• _WHAT TO PRODUCE_: Look for the line containing "Emit a component" and the line containing "string; h: string" in the entries below. Copy those two and all lines between them exactly, leaving out pictures.

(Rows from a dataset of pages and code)
#####
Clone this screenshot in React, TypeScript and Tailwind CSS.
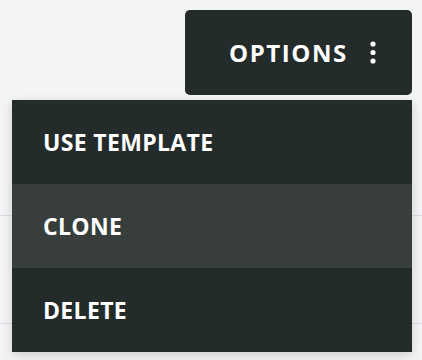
const items = ['USE TEMPLATE', 'CLONE', 'DELETE'];

function DotsIcon() {
  return (
    <svg width="6" height="23" viewBox="0 0 6 23" className="shrink-0">
      <circle cx="3" cy="3" r="2.6" fill="#ffffff" />
      <circle cx="3" cy="11.5" r="2.6" fill="#ffffff" />
      <circle cx="3" cy="20" r="2.6" fill="#ffffff" />
    </svg>
  );
}

export default function App() {
  return (
    <div
      className="relative w-[422px] h-[360px] overflow-hidden bg-[#f3f4f6]"
      style={{ fontFamily: '"Open Sans", "Liberation Sans", sans-serif' }}
    >
      <div className="flex justify-end pt-[10px] pr-[10px]">
        <button className="flex items-center w-[227px] h-[85px] pl-[44px] rounded-[5px] bg-[#242b2b] text-white">
          <span className="text-[24px] font-bold tracking-[0.065em] leading-none">OPTIONS</span>
          <span className="ml-[22px]">
            <DotsIcon />
          </span>
        </button>
      </div>

      <div className="mt-[120px] border-t border-[#dcdee1]" />
      <div className="mt-[107px] border-t border-[#dcdee1]" />

      <div className="absolute left-[12px] top-[100px] w-[400px] bg-[#242b2b] shadow-[0_3px_10px_rgba(0,0,0,0.16)]">
        {items.map((label) => (
          <div
            key={label}
            className={`flex items-center h-[84px] px-[31px] text-white text-[23px] font-bold tracking-[0.015em] ${
              label === 'CLONE' ? 'bg-[#383e3c]' : ''
            }`}
          >
            {label}
          </div>
        ))}
      </div>
    </div>
  );
}
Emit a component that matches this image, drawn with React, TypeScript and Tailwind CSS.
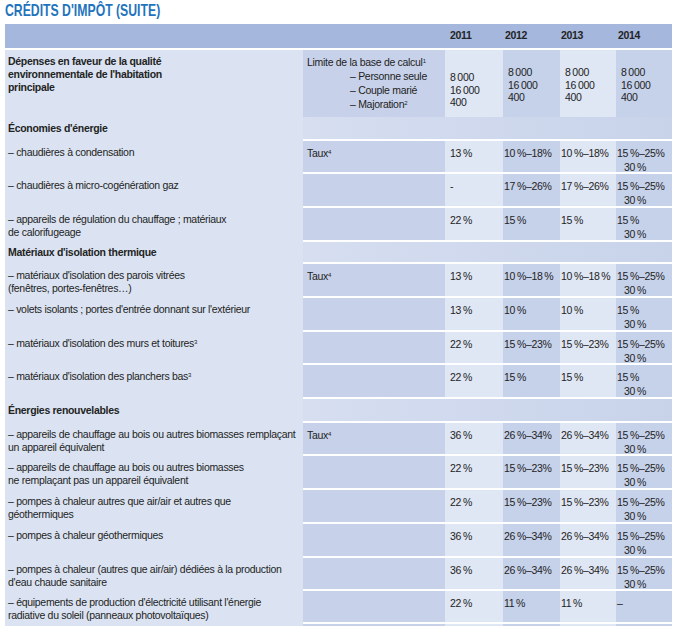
import React from 'react';

type Row = {
  label: React.ReactNode;
  taux?: boolean;
  v: [string, string, string, string];
  h: string;
};

type Section = { section: string; h: string };

const S = '\u2009';
const pct = (n: string) => `${n}${S}%`;
const t1525 = `15${S}%–25%\n30${S}%`;

const rows: (Row | Section)[] = [
  { section: "Économies d'énergie", h: 'h-[24px]' },
  { label: '– chaudières à condensation', taux: true, v: [pct('13'), `10${S}%–18%`, `10${S}%–18%`, t1525], h: 'h-[33px]' },
  { label: '– chaudières à micro-cogénération gaz', v: ['-', `17${S}%–26%`, `17${S}%–26%`, t1525], h: 'h-[34px]' },
  { label: '– appareils de régulation du chauffage ; matériaux\nde calorifugeage', v: [pct('22'), pct('15'), pct('15'), `15${S}%\n30${S}%`], h: 'h-[34px]' },
  { section: "Matériaux d'isolation thermique", h: 'h-[22px]' },
  { label: "– matériaux d'isolation des parois vitrées\n(fenêtres, portes-fenêtres…)", taux: true, v: [pct('13'), `10${S}%–18${S}%`, `10${S}%–18${S}%`, t1525], h: 'h-[34px]' },
  { label: "– volets isolants ; portes d'entrée donnant sur l'extérieur", v: [pct('13'), pct('10'), pct('10'), `15${S}%\n30${S}%`], h: 'h-[34px]' },
  { label: <>– matériaux d'isolation des murs et toitures<sup className="text-[6px]">3</sup></>, v: [pct('22'), `15${S}%–23%`, `15${S}%–23%`, t1525], h: 'h-[33px]' },
  { label: <>– matériaux d'isolation des planchers bas<sup className="text-[6px]">3</sup></>, v: [pct('22'), pct('15'), pct('15'), `15${S}%\n30${S}%`], h: 'h-[34px]' },
  { section: 'Énergies renouvelables', h: 'h-[24px]' },
  { label: '– appareils de chauffage au bois ou autres biomasses remplaçant\nun appareil équivalent', taux: true, v: [pct('36'), `26${S}%–34%`, `26${S}%–34%`, t1525], h: 'h-[33px]' },
  { label: '– appareils de chauffage au bois ou autres biomasses\nne remplaçant pas un appareil équivalent', v: [pct('22'), `15${S}%–23%`, `15${S}%–23%`, t1525], h: 'h-[34px]' },
  { label: '– pompes à chaleur autres que air/air et autres que\ngéothermiques', v: [pct('22'), `15${S}%–23%`, `15${S}%–23%`, t1525], h: 'h-[34px]' },
  { label: '– pompes à chaleur géothermiques', v: [pct('36'), `26${S}%–34%`, `26${S}%–34%`, t1525], h: 'h-[34px]' },
  { label: "– pompes à chaleur (autres que air/air) dédiées à la production\nd'eau chaude sanitaire", v: [pct('36'), `26${S}%–34%`, `26${S}%–34%`, t1525], h: 'h-[33px]' },
  { label: "– équipements de production d'électricité utilisant l'énergie\nradiative du soleil (panneaux photovoltaïques)", v: [pct('22'), pct('11'), pct('11'), '–'], h: 'h-[33px]' },
];

const yearBg = ['bg-[#dfe6f4]', 'bg-[#c6d1ea]', 'bg-[#dfe6f4]', 'bg-[#c6d1ea]'];
const cell = 'border-b-2 border-white pt-[5px] leading-[14px] whitespace-pre overflow-visible';

const App = () => {
  return (
    <div className="w-[677px] h-[626px] overflow-hidden bg-white text-[#232323] text-[10.5px] tracking-[-0.3px] font-['Liberation_Sans',Arial,sans-serif]">
      <h1 className="h-6 pl-[5px] text-[17px] leading-[22px] font-bold tracking-normal text-[#1f74bd]">
        <span className="inline-block origin-left scale-x-[0.72] whitespace-nowrap">CRÉDITS D'IMPÔT (SUITE)</span>
      </h1>

      <div className="ml-[5px] w-[667px] grid grid-cols-[298px_142px_58px_57px_56px_56px]">
        {/* header */}
        <div className="col-span-6 h-[26px] bg-[#a6b7dd] border-b-2 border-white grid grid-cols-[298px_142px_58px_57px_56px_56px] items-center font-bold">
          <div />
          <div />
          <div className="pl-[5px]">2011</div>
          <div className="pl-[2px]">2012</div>
          <div className="pl-[1px]">2013</div>
          <div className="pl-[2px]">2014</div>
        </div>

        {/* base de calcul */}
        <div className="h-[67px] bg-[#dbe3f2] pl-[3px] pt-[5px] leading-[13px] font-bold">
          Dépenses en faveur de la qualité
          <br />
          environnementale de l'habitation
          <br />
          principale
        </div>
        <div className="h-[67px] bg-[#c7d2ea] pl-[4px] pt-[5px] leading-[14px] whitespace-nowrap">
          <div>Limite de la base de calcul<sup className="text-[6px]">1</sup></div>
          <div className="pl-[43px]">– Personne seule</div>
          <div className="pl-[43px]">– Couple marié</div>
          <div className="pl-[43px]">– Majoration<sup className="text-[6px]">2</sup></div>
        </div>
        {yearBg.map((bg, i) => (
          <div key={i} className={`h-[67px] ${bg} pl-[5px] leading-[12.5px] whitespace-nowrap ${i === 0 ? 'pt-[21px]' : 'pt-[16px] pl-[1px]'}`}>
            8{S}000
            <br />
            16{S}000
            <br />
            400
          </div>
        ))}

        {rows.map((r, i) =>
          'section' in r ? (
            <React.Fragment key={i}>
              <div className={`${r.h} bg-[#dbe3f2] pl-[3px] font-bold flex items-center`}>{r.section}</div>
              <div className={`${r.h} col-span-5 border-b-2 border-white bg-gradient-to-r from-[#d6def0] to-[#c8d3ea]`} />
            </React.Fragment>
          ) : (
            <React.Fragment key={i}>
              <div className={`${r.h} bg-[#dbe3f2] pl-[3px] pt-[5px] leading-[13px] whitespace-pre`}>{r.label}</div>
              <div className={`${r.h} ${cell} bg-[#c7d2ea] pl-[4px]`}>
                {r.taux ? <>Taux<sup className="text-[6px]">4</sup></> : null}
              </div>
              {r.v.map((x, j) => (
                <div key={j} className={`${r.h} ${cell} ${yearBg[j]} ${j === 0 ? 'pl-[5px]' : 'pl-[1px]'}`}>
                  {x.split('\n').map((ln, k) => (
                    <div key={k} className={k ? 'pl-[7px]' : ''}>{ln}</div>
                  ))}
                </div>
              ))}
            </React.Fragment>
          )
        )}

        {/* next row, cut off */}
        <div className="h-[20px] bg-[#dbe3f2]" />
        <div className="bg-[#c7d2ea]" />
        {yearBg.map((bg, i) => (
          <div key={i} className={bg} />
        ))}
      </div>
    </div>
  );
};

export default App;
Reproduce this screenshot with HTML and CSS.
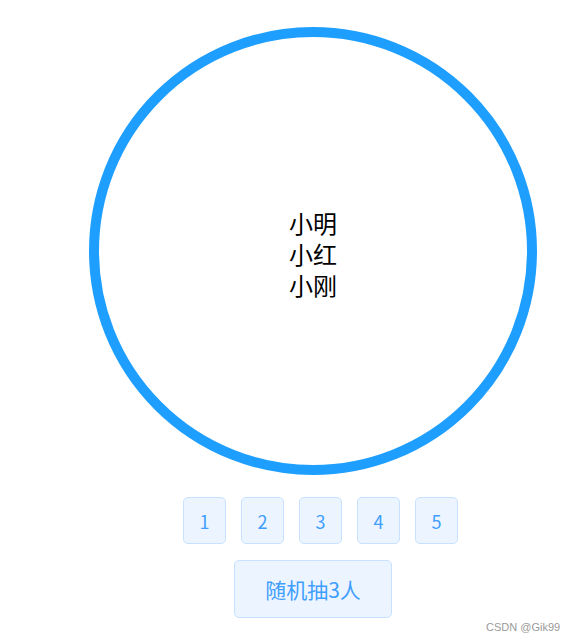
FILE: index.html
```html
<!DOCTYPE html>
<html lang="zh">
<head>
<meta charset="utf-8">
<title>随机抽人</title>
<link rel="stylesheet" href="styles.css">
</head>
<body>
<main class="stage">
  <div class="wheel">
    <div class="names">
      <div>小明</div>
      <div>小红</div>
      <div>小刚</div>
    </div>
  </div>
  <div class="counts">
    <button class="btn num">1</button>
    <button class="btn num">2</button>
    <button class="btn num">3</button>
    <button class="btn num">4</button>
    <button class="btn num">5</button>
  </div>
  <button class="btn draw">随机抽3人</button>
</main>
<div class="mark">CSDN @Gik99</div>
</body>
</html>
```

FILE: styles.css
```css
html, body {
  margin: 0;
  padding: 0;
  background: #ffffff;
}
body {
  width: 571px;
  height: 643px;
  position: relative;
  overflow: hidden;
  font-family: "Noto Sans CJK SC", "Noto Sans", sans-serif;
}
.stage {
  width: 448px;
  margin-left: 89px;
  padding-top: 27px;
  display: flex;
  flex-direction: column;
  align-items: center;
}
.wheel {
  width: 448px;
  height: 448px;
  box-sizing: border-box;
  border: 10px solid #1e9fff;
  border-radius: 50%;
  display: flex;
  align-items: center;
  justify-content: center;
}
.names {
  font-size: 24px;
  line-height: 31px;
  color: #000000;
  text-align: center;
  padding-top: 4px;
}
.counts {
  display: flex;
  margin-top: 22px;
}
.btn {
  font-family: "Noto Sans CJK SC", "Noto Sans", sans-serif;
  background: #ecf5ff;
  border: 1px solid #c6e2ff;
  color: #409eff;
  border-radius: 5px;
  padding: 0;
  cursor: pointer;
  box-sizing: border-box;
}
.num {
  width: 43px;
  height: 47px;
  font-size: 18px;
  margin-left: 15px;
}
.draw {
  margin-top: 16px;
  width: 158px;
  height: 58px;
  font-size: 21px;
}
.mark {
  position: absolute;
  left: 486px;
  top: 621px;
  font-family: "Liberation Sans", Arial, sans-serif;
  font-size: 11px;
  color: #9a9a9a;
}
```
#####
• _EXERCISE SOLUTION_:
Emit a component that matches this image, drawn with React, TypeScript and Tailwind CSS.
import React from 'react';

type Row = {
  label: React.ReactNode;
  taux?: boolean;
  v: [string, string, string, string];
  h: string;
};

type Section = { section: string; h: string };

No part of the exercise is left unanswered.